Skip pictures; extract every line from the one with "Convert this screenshot" through the one with "const navLinks = ['Home', 'To", exactly as written.

— BEGIN Provided data —

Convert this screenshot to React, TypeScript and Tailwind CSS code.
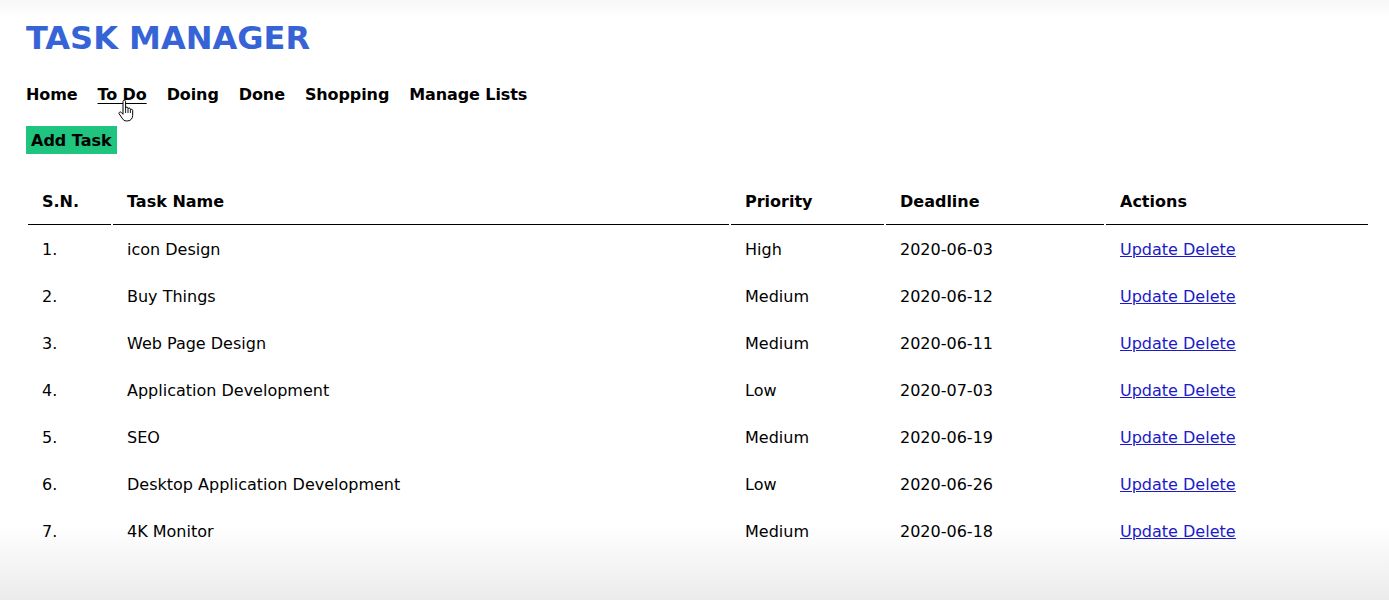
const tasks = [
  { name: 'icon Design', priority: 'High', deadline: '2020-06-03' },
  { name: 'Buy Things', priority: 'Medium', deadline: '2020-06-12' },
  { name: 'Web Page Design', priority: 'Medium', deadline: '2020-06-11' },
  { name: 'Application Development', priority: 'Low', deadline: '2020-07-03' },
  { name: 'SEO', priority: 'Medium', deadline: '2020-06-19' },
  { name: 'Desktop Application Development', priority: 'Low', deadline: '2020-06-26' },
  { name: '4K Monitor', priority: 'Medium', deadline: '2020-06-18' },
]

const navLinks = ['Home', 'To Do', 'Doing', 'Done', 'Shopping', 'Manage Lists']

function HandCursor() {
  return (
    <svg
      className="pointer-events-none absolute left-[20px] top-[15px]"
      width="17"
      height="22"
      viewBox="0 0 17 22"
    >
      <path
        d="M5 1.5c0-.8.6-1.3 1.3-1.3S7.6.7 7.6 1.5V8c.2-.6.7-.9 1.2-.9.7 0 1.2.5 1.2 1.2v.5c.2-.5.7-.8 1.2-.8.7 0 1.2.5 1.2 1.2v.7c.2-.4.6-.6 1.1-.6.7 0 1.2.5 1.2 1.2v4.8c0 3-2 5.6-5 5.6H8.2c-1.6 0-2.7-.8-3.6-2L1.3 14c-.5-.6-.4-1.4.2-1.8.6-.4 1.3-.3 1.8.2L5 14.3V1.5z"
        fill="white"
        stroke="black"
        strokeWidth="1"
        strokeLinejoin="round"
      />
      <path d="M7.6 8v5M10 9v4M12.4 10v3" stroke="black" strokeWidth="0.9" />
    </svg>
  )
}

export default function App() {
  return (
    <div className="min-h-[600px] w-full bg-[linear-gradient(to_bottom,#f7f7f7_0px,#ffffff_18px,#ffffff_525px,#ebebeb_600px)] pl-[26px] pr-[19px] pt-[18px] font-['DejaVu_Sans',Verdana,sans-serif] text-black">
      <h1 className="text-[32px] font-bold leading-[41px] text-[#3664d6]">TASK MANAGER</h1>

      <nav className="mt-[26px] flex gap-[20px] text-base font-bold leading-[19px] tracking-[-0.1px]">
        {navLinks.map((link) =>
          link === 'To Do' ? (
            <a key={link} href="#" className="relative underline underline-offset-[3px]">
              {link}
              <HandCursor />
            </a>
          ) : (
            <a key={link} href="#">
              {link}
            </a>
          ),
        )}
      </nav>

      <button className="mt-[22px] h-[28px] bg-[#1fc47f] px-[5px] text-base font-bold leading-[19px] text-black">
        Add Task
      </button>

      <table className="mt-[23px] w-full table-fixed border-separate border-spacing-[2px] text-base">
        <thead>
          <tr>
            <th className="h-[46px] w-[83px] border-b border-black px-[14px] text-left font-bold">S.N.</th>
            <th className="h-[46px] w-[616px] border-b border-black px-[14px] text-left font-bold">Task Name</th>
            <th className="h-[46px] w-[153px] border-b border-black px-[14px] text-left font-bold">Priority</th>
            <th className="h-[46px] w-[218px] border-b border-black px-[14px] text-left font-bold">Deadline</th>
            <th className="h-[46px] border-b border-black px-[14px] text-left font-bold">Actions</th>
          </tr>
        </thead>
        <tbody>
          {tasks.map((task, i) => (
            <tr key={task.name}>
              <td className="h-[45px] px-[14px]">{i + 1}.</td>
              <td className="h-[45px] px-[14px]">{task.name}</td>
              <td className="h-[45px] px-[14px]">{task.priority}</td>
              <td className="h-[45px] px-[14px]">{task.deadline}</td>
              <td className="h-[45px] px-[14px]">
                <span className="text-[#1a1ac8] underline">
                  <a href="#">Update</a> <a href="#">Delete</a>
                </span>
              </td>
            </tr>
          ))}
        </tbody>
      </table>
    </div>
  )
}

— END Provided data —
— BEGIN Provided data —

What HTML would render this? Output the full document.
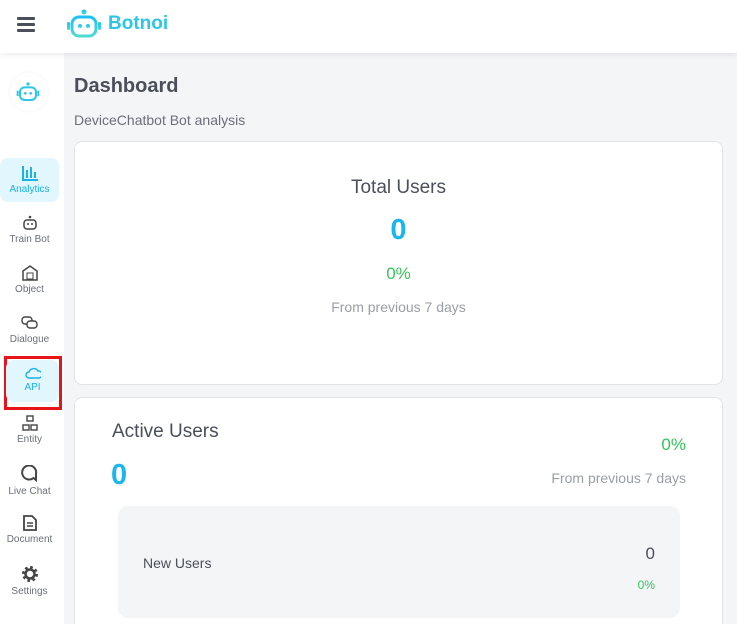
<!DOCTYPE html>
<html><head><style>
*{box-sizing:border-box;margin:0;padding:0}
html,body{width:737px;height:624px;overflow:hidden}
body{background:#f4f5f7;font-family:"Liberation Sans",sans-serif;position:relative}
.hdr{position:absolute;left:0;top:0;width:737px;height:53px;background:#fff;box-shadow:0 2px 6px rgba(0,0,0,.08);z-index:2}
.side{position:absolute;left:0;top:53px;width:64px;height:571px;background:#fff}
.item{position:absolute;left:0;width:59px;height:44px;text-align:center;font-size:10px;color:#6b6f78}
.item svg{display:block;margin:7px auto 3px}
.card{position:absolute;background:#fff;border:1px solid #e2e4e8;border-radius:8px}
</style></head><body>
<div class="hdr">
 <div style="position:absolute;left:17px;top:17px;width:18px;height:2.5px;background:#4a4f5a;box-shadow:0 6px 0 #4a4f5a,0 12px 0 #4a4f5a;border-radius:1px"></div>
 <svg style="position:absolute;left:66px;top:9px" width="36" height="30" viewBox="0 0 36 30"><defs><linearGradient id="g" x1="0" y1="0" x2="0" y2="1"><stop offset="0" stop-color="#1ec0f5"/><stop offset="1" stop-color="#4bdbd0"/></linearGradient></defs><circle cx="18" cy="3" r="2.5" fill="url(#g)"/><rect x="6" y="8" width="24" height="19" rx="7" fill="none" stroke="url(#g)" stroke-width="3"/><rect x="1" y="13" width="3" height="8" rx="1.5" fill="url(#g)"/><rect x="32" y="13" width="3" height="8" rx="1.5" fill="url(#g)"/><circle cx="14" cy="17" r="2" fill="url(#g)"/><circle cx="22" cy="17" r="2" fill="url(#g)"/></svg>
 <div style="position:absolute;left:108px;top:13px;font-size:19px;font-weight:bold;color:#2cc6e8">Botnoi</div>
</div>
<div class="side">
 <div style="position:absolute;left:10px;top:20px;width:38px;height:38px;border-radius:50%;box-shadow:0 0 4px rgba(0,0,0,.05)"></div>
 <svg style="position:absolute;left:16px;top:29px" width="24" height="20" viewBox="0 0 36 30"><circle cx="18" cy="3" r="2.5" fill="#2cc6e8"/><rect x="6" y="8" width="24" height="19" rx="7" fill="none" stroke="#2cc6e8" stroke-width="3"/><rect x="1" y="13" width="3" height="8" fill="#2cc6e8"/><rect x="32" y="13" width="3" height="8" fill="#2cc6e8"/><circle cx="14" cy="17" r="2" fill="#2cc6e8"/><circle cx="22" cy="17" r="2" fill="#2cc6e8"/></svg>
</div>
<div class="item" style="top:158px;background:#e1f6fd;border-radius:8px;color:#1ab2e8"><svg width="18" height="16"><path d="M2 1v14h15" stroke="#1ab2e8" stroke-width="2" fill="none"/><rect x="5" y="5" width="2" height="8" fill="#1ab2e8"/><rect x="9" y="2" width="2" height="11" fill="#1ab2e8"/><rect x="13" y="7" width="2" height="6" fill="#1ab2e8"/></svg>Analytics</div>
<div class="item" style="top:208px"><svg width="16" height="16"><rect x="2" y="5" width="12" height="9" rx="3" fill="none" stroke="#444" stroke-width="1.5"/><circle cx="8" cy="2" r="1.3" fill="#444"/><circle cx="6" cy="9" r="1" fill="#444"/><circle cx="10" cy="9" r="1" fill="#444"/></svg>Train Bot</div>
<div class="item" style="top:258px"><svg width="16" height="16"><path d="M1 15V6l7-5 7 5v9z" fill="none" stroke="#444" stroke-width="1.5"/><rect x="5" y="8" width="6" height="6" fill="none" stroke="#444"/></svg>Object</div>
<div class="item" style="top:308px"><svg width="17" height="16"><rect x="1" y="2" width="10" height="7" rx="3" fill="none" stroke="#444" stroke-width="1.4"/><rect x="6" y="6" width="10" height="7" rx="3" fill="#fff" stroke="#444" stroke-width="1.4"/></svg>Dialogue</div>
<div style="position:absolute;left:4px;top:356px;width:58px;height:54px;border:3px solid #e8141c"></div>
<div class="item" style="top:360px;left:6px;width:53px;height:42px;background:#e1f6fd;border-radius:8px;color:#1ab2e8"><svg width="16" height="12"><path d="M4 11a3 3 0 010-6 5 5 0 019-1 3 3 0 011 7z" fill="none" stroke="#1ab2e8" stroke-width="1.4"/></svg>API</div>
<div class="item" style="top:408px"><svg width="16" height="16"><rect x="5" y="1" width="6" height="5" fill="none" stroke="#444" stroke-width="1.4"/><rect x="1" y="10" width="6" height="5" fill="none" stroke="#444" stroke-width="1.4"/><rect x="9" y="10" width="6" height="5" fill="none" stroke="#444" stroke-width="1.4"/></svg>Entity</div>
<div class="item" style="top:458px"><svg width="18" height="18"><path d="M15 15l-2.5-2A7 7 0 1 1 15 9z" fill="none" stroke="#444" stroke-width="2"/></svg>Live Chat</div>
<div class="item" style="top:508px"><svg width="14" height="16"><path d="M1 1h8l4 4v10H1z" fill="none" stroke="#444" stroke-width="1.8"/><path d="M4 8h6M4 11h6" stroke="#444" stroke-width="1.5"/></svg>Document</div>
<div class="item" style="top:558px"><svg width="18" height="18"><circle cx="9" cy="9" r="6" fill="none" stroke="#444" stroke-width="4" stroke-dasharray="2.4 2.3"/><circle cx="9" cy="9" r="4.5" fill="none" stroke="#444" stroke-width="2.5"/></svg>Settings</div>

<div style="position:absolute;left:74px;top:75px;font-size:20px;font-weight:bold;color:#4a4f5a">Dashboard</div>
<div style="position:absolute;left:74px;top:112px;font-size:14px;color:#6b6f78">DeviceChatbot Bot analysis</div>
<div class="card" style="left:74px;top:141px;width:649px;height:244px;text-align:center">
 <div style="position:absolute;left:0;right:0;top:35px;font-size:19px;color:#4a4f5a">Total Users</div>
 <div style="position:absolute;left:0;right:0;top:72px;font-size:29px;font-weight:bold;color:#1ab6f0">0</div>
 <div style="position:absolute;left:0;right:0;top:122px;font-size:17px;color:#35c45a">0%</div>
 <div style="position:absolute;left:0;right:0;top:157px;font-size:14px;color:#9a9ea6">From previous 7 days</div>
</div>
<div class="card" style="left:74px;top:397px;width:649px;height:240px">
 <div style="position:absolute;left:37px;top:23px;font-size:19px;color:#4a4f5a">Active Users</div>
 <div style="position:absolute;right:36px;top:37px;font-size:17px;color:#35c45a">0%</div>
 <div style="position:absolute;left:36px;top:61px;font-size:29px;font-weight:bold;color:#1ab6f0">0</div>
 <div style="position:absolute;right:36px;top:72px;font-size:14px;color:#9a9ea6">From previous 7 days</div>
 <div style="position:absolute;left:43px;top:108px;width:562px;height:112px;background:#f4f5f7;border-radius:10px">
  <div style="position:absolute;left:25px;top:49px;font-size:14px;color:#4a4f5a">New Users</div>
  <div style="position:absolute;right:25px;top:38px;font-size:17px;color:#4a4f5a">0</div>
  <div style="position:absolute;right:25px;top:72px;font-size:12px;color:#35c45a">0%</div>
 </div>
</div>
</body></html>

— END Provided data —

**Task solution**
Convert this screenshot to React, TypeScript and Tailwind CSS code.
const tasks = [
  { name: 'icon Design', priority: 'High', deadline: '2020-06-03' },
  { name: 'Buy Things', priority: 'Medium', deadline: '2020-06-12' },
  { name: 'Web Page Design', priority: 'Medium', deadline: '2020-06-11' },
  { name: 'Application Development', priority: 'Low', deadline: '2020-07-03' },
  { name: 'SEO', priority: 'Medium', deadline: '2020-06-19' },
  { name: 'Desktop Application Development', priority: 'Low', deadline: '2020-06-26' },
  { name: '4K Monitor', priority: 'Medium', deadline: '2020-06-18' },
]

const navLinks = ['Home', 'To Do', 'Doing', 'Done', 'Shopping', 'Manage Lists']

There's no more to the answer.